From the desk of Steve Willis, Central Library Services Program Manager of the Washington State Library:

Found at random in the Sept. 12, 1905 issue of the always entertaining Seattle Star:tenderloin

TENDERLOIN CELEBRITIES IN THE TOILS

Seattle’s three municipal problems, Annie Rooney, “Prof.” Price and “Yankee Frank,” are again guests at the taxpayers’ expense.

 Officers Brafford and Mayou gathered in the notorious trio Monday evening while patrolling their tenderloin beat. As usual, Annie Rooney went along with sprightly step. Annie expected to be sent up to headquarters in the hurry-up wagon, as she had been out of jail for at least two weeks. “Yankee Frank,” however, did not take things so phlegmatically. He protested in terms both emphatic and lurid. Frank is a well-known tenderloin character. At one time he owned a very profitable second-hand business and was held in respect by both the police and his many acquaintances. His business failed and he rapidly developed into a shiftless n’er-do-well.

 But–

 When the redoubtable “Prof.” Price, the “Cockney Kid,” self-appointed champion pugilist of the tenderloin, artistic poser, terpsichorean star and vaudeville headliner felt the brawney hand of Officer Brafford on his shoulder, he scorned armitices and peace treaties, and–

 Showed fight!

 Then it was that the spectators were treated to a pretty set-to between the “professor” and Patrolman Brafford. The latter did not resort to his club, but met the reknowned “professor” at his own game. There was no sparring for wind, no breaks to cover. Brafford sent a right to the head and planted a hard one on the point of Price’s jaw. Inasmuch as there was no rope to hold on to, Price grabbed the edge of the bar in the saloon where the arrest was made, and all the efforts of the policeman to dislodge him were in vain. Finally Brafford “swat” him another mighty one, and the “professor” hurled himself into the fray, only to be the receiving station of a third hearty jolt.

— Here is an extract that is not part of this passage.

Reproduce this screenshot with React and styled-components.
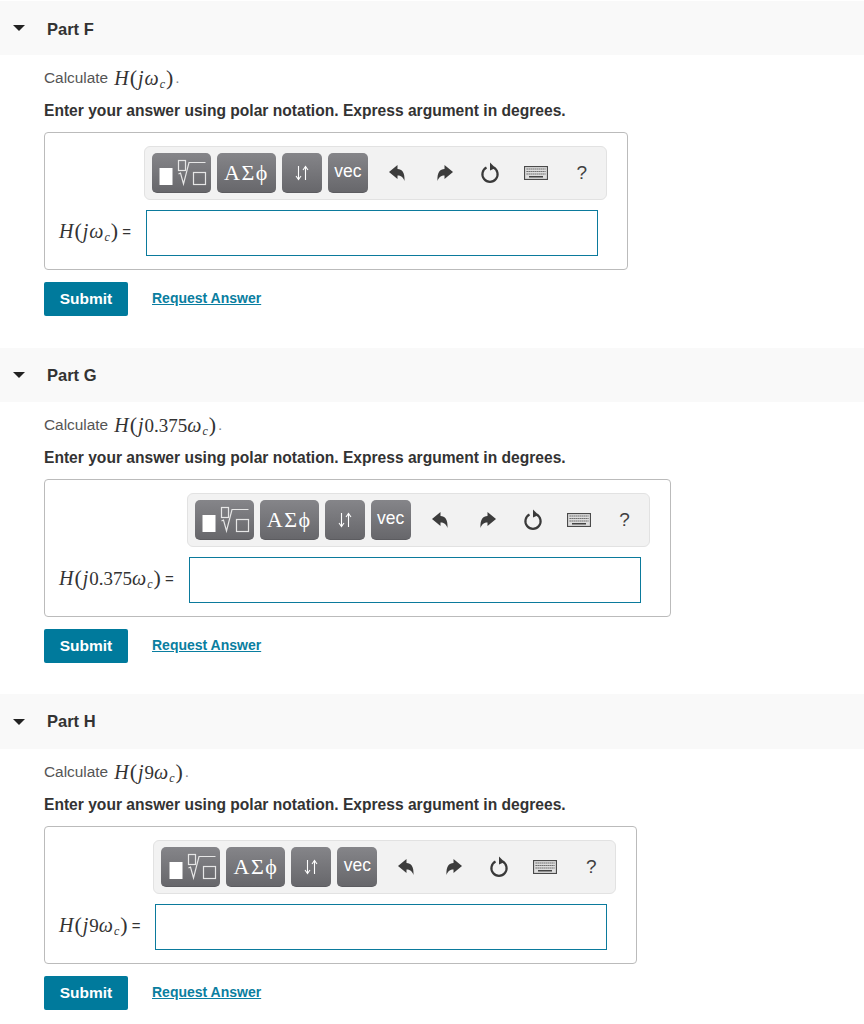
import React from 'react'
import styled, { createGlobalStyle } from 'styled-components'

const Global = createGlobalStyle`
    body{
        margin: 0;
        background: #fff;
        font-family: "Liberation Sans", Arial, sans-serif;
        color: #333;
    }
`;

const parts = [
    { name: 'Part F', number: '' },
    { name: 'Part G', number: '0.375' },
    { name: 'Part H', number: '9' },
]

const App = () =>{
    return(
        <Page>
            <Global/>
            {parts.map((part) => (
                <Part key={part.name} part={part}/>
            ))}
        </Page>
    )
}

const Part = ({part}) =>{
    return(
        <Section>
            <Header>
                <Caret/>
                <Title>{part.name}</Title>
            </Header>
            <Body>
                <Question>Calculate <Formula part={part}/><Dot>.</Dot></Question>
                <Instruction>Enter your answer using polar notation. Express argument in degrees.</Instruction>
                <AnswerBox>
                    <Toolbar>
                        <Tools/>
                    </Toolbar>
                    <Label><Formula part={part}/><Equals>=</Equals></Label>
                    <AnswerInput/>
                </AnswerBox>
                <Actions>
                    <Submit>Submit</Submit>
                    <RequestLink href="#">Request Answer</RequestLink>
                </Actions>
            </Body>
        </Section>
    )
}

const Formula = ({part}) =>{
    return(
        <MathText><I>H</I><Paren>(</Paren><I>j</I><Digits>{part.number}</Digits><I>ω</I><Sub>c</Sub><Paren>)</Paren></MathText>
    )
}

const Tools = () =>{
    return(
        <>
            <ToolButton $w={59}><TemplateIcon/></ToolButton>
            <ToolButton $w={59} $serif>ΑΣϕ</ToolButton>
            <ToolButton $w={40}><ArrowsIcon/></ToolButton>
            <ToolButton $w={40} $small>vec</ToolButton>
            <Plain $ml={8}><UndoIcon/></Plain>
            <Plain $ml={18}><RedoIcon/></Plain>
            <Plain $ml={15}><ResetIcon/></Plain>
            <Plain $ml={16}><KeyboardIcon/></Plain>
            <Help>?</Help>
        </>
    )
}

const TemplateIcon = () => (
    <svg width="52" height="34" viewBox="0 0 52 34">
        <rect x="4.500" y="12" width="13" height="17" fill="#fff"/>
        <g fill="none" stroke="#e6e6e6" strokeWidth="1.200">
            <rect x="23.500" y="4.500" width="7" height="10"/>
            <rect x="38.500" y="16.500" width="12" height="12"/>
            <path d="M23.500 18l2-1 3 11 5.500-21.500h16.500"/>
        </g>
    </svg>
)

const ArrowsIcon = () => (
    <svg width="18" height="18" viewBox="0 0 18 18" fill="none" stroke="#fff" strokeWidth="1.1">
        <path d="M5.500 2v13M3 12l2.500 3.500 2.500-3.500"/>
        <path d="M12.500 16V3M10 6l2.500-3.500 2.500 3.500"/>
    </svg>
)

const UndoIcon = () => (
    <svg width="18" height="18" viewBox="0 0 18 18">
        <path d="M1 8 9.500 1v4C14 5 17 8.500 16.500 17 15 13 13 11.500 9.500 11.500V15z" fill="#3c3c3c"/>
    </svg>
)

const RedoIcon = () => (
    <svg width="18" height="18" viewBox="0 0 18 18">
        <path d="M17 8 8.500 1v4C4 5 1 8.500 1.500 17 3 13 5 11.500 8.500 11.500V15z" fill="#3c3c3c"/>
    </svg>
)

const ResetIcon = () => (
    <svg width="20" height="22" viewBox="0 0 20 22">
        <path d="M6.500 5.500a7.600 7.600 0 1 0 7 0" fill="none" stroke="#3a3a3a" strokeWidth="2.200"/>
        <path d="M10 .5 15.500 6 10 8.500z" fill="#3a3a3a"/>
    </svg>
)

const KeyboardIcon = () => (
    <svg width="24" height="14" viewBox="0 0 24 14">
        <rect x="0.500" y="0.500" width="23" height="13" fill="#ddd" stroke="#4a4a4a" strokeWidth="1.200"/>
        <path d="M2.500 3h19M2.500 5.500h19M2.500 8h19" stroke="#555" strokeWidth="1.200" strokeDasharray="1.300 .7"/>
        <rect x="5" y="10" width="14" height="1.500" fill="#444"/>
    </svg>
)

//Styled-Components-CSS
const Page = styled.div`
    width: 864px;
    height: 1024px;
    overflow: hidden;
    padding-top: 1px;
    box-sizing: border-box;
`;

const Section = styled.section`
    height: 347px;
`;

const Header = styled.div`
    height: 54px;
    background: #f9f9f9;
    display: flex;
    align-items: center;
    padding-left: 13px;
    section:last-child > &{
        height: 55px;
        margin-top: -1px;
    }
`;

const Caret = styled.div`
    width: 0;
    height: 0;
    border-left: 6px solid transparent;
    border-right: 6px solid transparent;
    border-top: 6px solid #222;
`;

const Title = styled.h2`
    margin: 0 0 0 22px;
    font-size: 16.5px;
    font-weight: bold;
    color: #333;
    section:first-child &{
        padding-top: 2px;
    }
`;

const Body = styled.div`
    padding-left: 44px;
    section:first-child > &{
        padding-top: 1px;
    }
`;

const Question = styled.div`
    margin-top: 10px;
    height: 26px;
    display: flex;
    align-items: center;
    gap: 6px;
    font-size: 15.4px;
    color: #555;
    section:first-child &{
        margin-top: 9px;
    }
`;

const Dot = styled.span`
    margin-left: -5px;
    color: #888;
`;

const MathText = styled.span`
    font-family: "Liberation Serif", "Times New Roman", serif;
    font-size: 20px;
    letter-spacing: 1px;
    color: #333;
    white-space: nowrap;
`;

const I = styled.i`
    font-style: italic;
`;

const Digits = styled.span`
    font-size: 19px;
    letter-spacing: 0;
`;

const Sub = styled.sub`
    font-size: 12px;
    font-style: italic;
    line-height: 0;
    vertical-align: -3px;
`;

const Paren = styled.span`
    font-size: 22px;
`;

const Instruction = styled.p`
    margin: 11px 0 0;
    font-size: 15.6px;
    line-height: 18px;
    font-weight: bold;
    color: #333;
`;

const AnswerBox = styled.div`
    margin-top: 12px;
    display: inline-grid;
    grid-template-columns: auto 452px;
    align-items: center;
    column-gap: 15px;
    box-sizing: border-box;
    height: 138px;
    padding: 13px 29px 13px 14px;
    border: 1px solid #bbb;
    border-radius: 4px;
`;

const Toolbar = styled.div`
    grid-column: 2;
    margin: 0 -9px 0 -2px;
    height: 54px;
    box-sizing: border-box;
    display: flex;
    align-items: center;
    padding: 0 7px;
    background: #f2f2f2;
    border: 1px solid #e2e2e2;
    border-radius: 6px;
`;

const ToolButton = styled.div`
    width: ${props => props.$w}px;
    height: 40px;
    margin-right: 6px;
    flex: none;
    display: flex;
    align-items: center;
    justify-content: center;
    border-radius: 5px;
    background: linear-gradient(#858589, #67676b);
    border-bottom: 1px solid #5c5c60;
    box-sizing: border-box;
    color: #fff;
    font-family: ${props => props.$serif ? '"Liberation Serif", serif' : '"Liberation Sans", sans-serif'};
    font-size: ${props => props.$small ? '17.5px' : '22px'};
    letter-spacing: ${props => props.$serif ? '1.5px' : '0'};
    padding-bottom: ${props => props.$small ? '3px' : '0'};
`;

const Plain = styled.div`
    flex: none;
    width: 30px;
    display: flex;
    justify-content: center;
    margin-left: ${props => props.$ml}px;
`;

const Help = styled.div`
    flex: none;
    width: 20px;
    margin-left: 21px;
    text-align: center;
    font-size: 19px;
    color: #3f3f3f;
`;

const Label = styled.div`
    display: flex;
    align-items: center;
    gap: 3px;
    grid-column: 1;
    margin-top: 6px;
`;

const Equals = styled.span`
    font-family: "Liberation Sans", sans-serif;
    font-size: 15px;
`;

const AnswerInput = styled.div`
    grid-column: 2;
    width: 452px;
    height: 46px;
    margin-top: 10px;
    box-sizing: border-box;
    border: 1px solid #0b7a9c;
    background: #fff;
    justify-self: start;
`;

const Actions = styled.div`
    margin-top: 12px;
    display: flex;
    align-items: center;
`;

const Submit = styled.div`
    width: 84px;
    height: 34px;
    display: flex;
    align-items: center;
    justify-content: center;
    background: #007a9c;
    border-radius: 2px;
    color: #fff;
    font-size: 15.5px;
    font-weight: bold;
`;

const RequestLink = styled.a`
    margin-left: 24px;
    margin-top: -2px;
    font-size: 14px;
    font-weight: bold;
    color: #0a7ea0;
    text-decoration: underline;
`;

export default App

 Finally, with Annie on one arm and Price on another, Brafford started for the patrol box, where he met Officer Mayou with “Yankee Frank” in tow.

 The arrests created much talk in the tenderloin, many of the folk there claiming that the trio were harmless and should have been left alone. Annie, Price and Frank are tenderloin charges. They live through the charity of the men and women who make the underworld either their home or business address.

Annie Rooney was no stranger to Seattle headline writers. Born around 1868-1870 in New York, she was raised in Michigan as the second daughter of a wealthy doctor. She was said to have attended the Boston Conservatory of Music and was regarded as something of a musical prodigy. In the early 1880s she toured the Massachusetts entertainment circuit as one of the feature acts for the Bennett & Moulton’s Juvenile Opera Company under her birth name, Florence Story.

When Florence was about 16 she fell in love with a fire-eater and variety theater entertainer named Del Bartino. The two married, much to the disapproval of her parents, and headed to Seattle in 1886. They opened in box house theaters, which is to say they were saloons with a space dedicated for shows and other activities, to put it politely. The Bartinos worked with the legendary theater man John Cort, as well as Tacoma’s “Boss Sport,” Harry Morgan.

In Eugene Clinton Elliott’s A History of Variety-Vaudeville in Seattle from the Beginning to 1914, a playbill for Morgan’s Theater is reproduced, dated October 1, 1887. Florence is now called Flora Story, “a dashing little artist” and “the queen of the African harp.”

Everything came apart for Florence in 1889. Seattle’s business district burned down, wiping out every theater in town. And her marriage to Bartino crumbled. According to legend, she dressed as a boy and ran away to sea for a time. When she returned to Seattle she had become Annie Rooney, notorious drunk.

She might have borrowed the name from the title of a popular song of the era. She became such a celebrity problem in Seattle’s tenderloin district that at one point in March, 1903, the local police put her on a steamer with a one-way ticket to Whatcom.

But she came back.

In November, 1903, while in an extended stay at Western State Hospital, Annie had the experience of reading her obituary in several newspapers. “Nobody,” said WSH Superintendent C.M. Parks, “enjoyed those stories of her death more than did Annie Rooney herself.”

By 1905, when the above article was published, Seattle’s Tenderloin district was being pushed south as the downtown real estate became more valuable with the expansion of the city. The “Golden Age of Vice,” and the reign of characters like Annie Rooney, were coming to an end.